I was doing a little 8086 assembly the other day while on the train to California when I came up with this neat little optimization. I was looking at a sort of "hello world" example of implementing a "power" function in assembly that looked like thus:

int __stdcall power( int num, int power)
{
   __asm
   {
      mov eax, num;
      mov ecx, power;
      shl eax, cl;
   }
}

Nothing revolutionary there. The method provides one "exotic" feature which is no return statement instead simply leaving the result of the function in the EAX register which is used as the return value of the function.

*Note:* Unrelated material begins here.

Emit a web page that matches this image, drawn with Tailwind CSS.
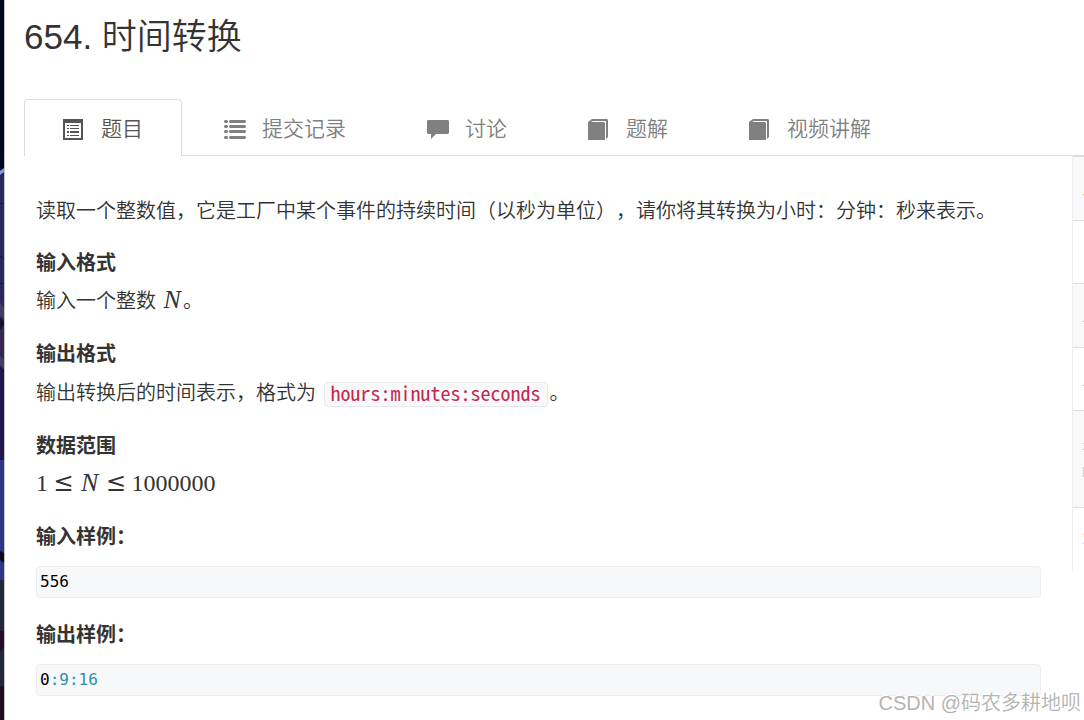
<!DOCTYPE html>
<html lang="zh-CN">
  <head>
    <meta charset="UTF-8" />
    <meta name="viewport" content="width=device-width, initial-scale=1.0" />
    <title>654. 时间转换</title>
    <script src="https://cdn.jsdelivr.net/npm/@tailwindcss/browser@4"></script>
  </head>
  <body
    class="relative flex min-h-screen overflow-hidden bg-white text-[#333] font-['Liberation_Sans','Noto_Sans_CJK_SC',sans-serif]"
  >
    <!-- wallpaper strip beside the page -->
    <svg
      class="w-1 h-screen shrink-0"
      viewBox="0 0 4 720"
      preserveAspectRatio="none"
      aria-hidden="true"
    >
      <rect width="4" height="720" fill="#20164c" />
      <rect width="4" height="170" fill="#020820" />
      <rect y="170" width="4" height="132" fill="#28265c" />
      <path d="M0 171l4-3v4l-4 3z" fill="#7d9be8" />
      <path d="M0 203h4v1H0zM0 256l4 2v1l-4-2zM0 283h4v1H0z" fill="#15163f" />
      <rect y="302" width="4" height="68" fill="#35264f" />
      <path d="M0 303l4 5v11l-4-3zM0 356l4 3v10l-4-4z" fill="#413f66" />
      <path d="M0 317l4 5v3l-4 5zM0 367l4 3v2l-4-3z" fill="#15112e" />
      <rect y="460" width="4" height="120" fill="#2d3683" />
      <path d="M0 551l4 2v10l-4-3z" fill="#0b0a18" />
      <rect y="580" width="4" height="106" fill="#232838" />
      <path d="M0 631h4v17l-4 4z" fill="#260d26" />
      <rect y="686" width="4" height="34" fill="#200d20" />
    </svg>

    <div class="flex-1 min-w-0 border-l border-[#c4c4c4]">
      <h1 class="pl-[19px] pt-4 text-[35px] leading-[42px] font-[350]">654. 时间转换</h1>

      <!-- tabs -->
      <nav
        class="mt-[41px] ml-[19px] flex gap-[3px] border-b border-[#ddd] text-[21px] leading-[30px] text-[#808080] font-[350]"
      >
        <a
          href="#problem"
          class="-mb-px h-[57px] px-[38px] pt-[2px] flex items-center gap-4 rounded-t border border-b-0 border-[#ddd] bg-white text-[#555]"
        >
          <svg class="w-[22px] h-[22px] mt-[2px]" viewBox="0 0 22 22" fill="currentColor" aria-hidden="true">
            <path fill-rule="evenodd" d="M0 0h20v21H0zM2 4v15h16V4z" />
            <path d="M4 6h2v1H4zM7 6h9v1H7zM4 9h2v1H4zM7 9h9v1H7zM4 12h2v2H4zM7 12h9v2H7zM4 16h2v1H4zM7 16h9v1H7z" />
          </svg>
          题目
        </a>
        <a href="#submissions" class="h-[56px] px-[39px] pt-1 flex items-center gap-4">
          <svg class="w-[22px] h-[22px] mt-[2px]" viewBox="0 0 22 22" fill="currentColor" aria-hidden="true">
            <path d="M0 2l1-1h2l1 1v1L3 4H1L0 3zM5 2l1-1h15l1 1v1l-1 1H6L5 3zM0 7l1-1h2l1 1v1L3 9H1L0 8zM5 7l1-1h15l1 1v1l-1 1H6L5 8zM0 12l1-1h2l1 1v1l-1 1H1l-1-1zM5 12l1-1h15l1 1v1l-1 1H6l-1-1zM0 18l1-1h2l1 1v1l-1 1H1l-1-1zM5 18l1-1h15l1 1v1l-1 1H6l-1-1z" />
          </svg>
          提交记录
        </a>
        <a href="#discussion" class="h-[56px] px-[39px] pt-1 flex items-center gap-4">
          <svg class="w-[22px] h-[22px] mt-[2px]" viewBox="0 0 22 22" fill="currentColor" aria-hidden="true">
            <path d="M1 1h20l1 1v12l-1 1H9l-5 5v-5H1l-1-1V2z" />
          </svg>
          讨论
        </a>
        <a href="#solutions" class="h-[56px] px-[39px] pt-1 flex items-center gap-4">
          <svg class="w-[22px] h-[22px] mt-[2px]" viewBox="0 0 22 22" fill="currentColor" aria-hidden="true">
            <path d="M0 3l4-3h15l1 1v17l-2 2V2H5L3 3h13l1 1v17H0z" />
          </svg>
          题解
        </a>
        <a href="#videos" class="h-[56px] px-[39px] pt-1 flex items-center gap-4">
          <svg class="w-[22px] h-[22px] mt-[2px]" viewBox="0 0 22 22" fill="currentColor" aria-hidden="true">
            <path d="M0 3l4-3h15l1 1v17l-2 2V2H5L3 3h13l1 1v17H0z" />
          </svg>
          视频讲解
        </a>
      </nav>

      <div class="flex items-start">
        <!-- problem statement -->
        <main class="flex-1 min-w-0 px-[31px] pt-10 text-xl [text-spacing-trim:space-all]">
          <p class="leading-[30px] font-[350]">
            读取一个整数值，它是工厂中某个事件的持续时间（以秒为单位），请你将其转换为小时：分钟：秒来表示。
          </p>

          <h2 class="mt-[26px] mb-3 leading-[22px] font-bold">输入格式</h2>
          <p class="h-[31px] leading-[30px] font-[350]">
            输入一个整数
            <i class="px-[2px] text-[26px] leading-[28px] font-normal font-['Liberation_Serif',serif]">N</i>。
          </p>

          <h2 class="mt-[26px] mb-3 leading-[22px] font-bold">输出格式</h2>
          <p class="h-8 leading-8 font-[350]">
            输出转换后的时间表示，格式为
            <code
              class="inline-block mx-[2px] px-[6px] h-[25px] leading-[19px] align-middle rounded border border-[#e8e8e8] bg-[#f9f9f9] text-xl font-normal text-[#c7254e] font-['Noto_Sans_Mono_CJK_SC','DejaVu_Sans_Mono',monospace]"
              >hours:minutes:seconds</code
            >。
          </p>

          <h2 class="mt-[26px] mb-3 leading-[22px] font-bold">数据范围</h2>
          <p class="h-[31px] pb-[3px] flex items-center gap-[6px] text-2xl leading-[30px] font-['Liberation_Serif',serif]">
            <span>1</span>
            <span class="font-['DejaVu_Math_TeX_Gyre','DejaVu_Serif',serif]">≤</span>
            <i class="px-[2px] text-[26px] leading-[28px]">N</i>
            <span class="font-['DejaVu_Math_TeX_Gyre','DejaVu_Serif',serif]">≤</span>
            <span>1000000</span>
          </p>

          <h2 class="mt-[26px] mb-[18px] leading-[22px] font-bold">输入样例：</h2>
          <pre
            class="h-8 px-[3px] rounded border border-[#eee] bg-[#f7f8fa] text-base leading-[30px] text-black font-['DejaVu_Sans_Mono',monospace]"
          >556</pre>

          <h2 class="mt-[26px] mb-[18px] leading-[22px] font-bold">输出样例：</h2>
          <pre
            class="h-8 px-[3px] rounded border border-[#eee] bg-[#f7f8fa] text-base leading-[30px] text-black font-['DejaVu_Sans_Mono',monospace]"
          >0<span class="text-[#318fae]">:9:16</span></pre>
        </main>

        <!-- edge of the side table -->
        <aside class="w-3 shrink-0 border-l border-[#eee]">
          <div class="h-[64px] flex flex-col items-end justify-center border-t border-[#ddd] bg-[#f9f9f9]">
            <span class="w-px h-px mt-3 bg-[#f0ad4e]"></span>
          </div>
          <div class="h-[63px] border-t border-[#ddd]"></div>
          <div class="h-[64px] flex flex-col items-end justify-center border-t border-[#ddd] bg-[#f9f9f9]">
            <span class="w-px h-px mt-3 bg-[#f0ad4e]"></span>
          </div>
          <div class="h-[63px] flex flex-col items-end justify-center border-t border-[#ddd]">
            <span class="w-px h-px mt-3 bg-[#f0ad4e]"></span>
          </div>
          <div class="h-[97px] flex flex-col items-end gap-[5px] pt-8 border-t border-[#ddd] bg-[#f9f9f9]">
            <span class="w-px h-px bg-[#fbd28c]"></span>
            <span class="w-px h-px bg-[#f0ad4e]"></span>
            <span class="w-px h-[10px] mt-3 bg-[#ccc]"></span>
          </div>
          <div class="h-[64px] flex flex-col items-end gap-2 pt-[26px] border-t border-[#ddd]">
            <span class="w-px h-px bg-[#fbd28c]"></span>
            <span class="w-px h-px bg-[#fbd28c]"></span>
          </div>
        </aside>
      </div>
    </div>

    <!-- watermark -->
    <span
      class="absolute right-[3px] bottom-[3px] text-xl leading-[28px] font-[350] text-[#b4b4b4] text-shadow-[-1px_-1px_0_#fff]"
      >CSDN @码农多耕地呗</span
    >
  </body>
</html>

What I then started to wonder is "what would this same method look like if using the __fastcall calling convention?" To start with the signature would look like thus:

int __fastcall power( int num,   //ECX REGISTER
                      int power )//EDX REGISTER
{

Now since shl uses the ECX register as the number of bits to shift we can better write our function signature as thus:

int __fastcall power( int power,  //ECX REGISTER
                      int num    )//EDX REGISTER
{

So now when we enter the __asm block we already have the operation data in the proper 32 bit registers (more on this in a second) and are ready to shl:

   __asm
   {
      shl edx, cl; ECX = ECX * (2 to the power of dl );

Now we just move the result into the EAX register and we are done, in two assembly instructions (minus the function overhead of course). Now as I hinted at before there is one thing to be careful of and that is that the __fastcall will only guarentee the first two DWORD arguments (or smaller) of the argument list will be in the registers (on a 32bit CPU; I need to update this for 64bit) so to ensure that the ECX and EDX are as we expect we should write this method as such:

int __fastcall power( DWORD power,  //ECX REGISTER
                      DWORD num    )//EDX REGISTER
{
   __asm
   {
      shl edx, cl; ECX = ECX * (2 to the power of dl );
      mov eax, edx;
   }
}

Now Microsoft has stated at times that __asm blocks should not be used inside of __fastcall methods but this is only because __fastcall uses the utility registers ECX and EDX and so it is assumed that the __asm block will confuse the compiler should it modify these registers before the compiler uses the first two arguments in the fastcall method. However, since we are programming against the __fastcall specification I see no reason why the above example could not be considered safe.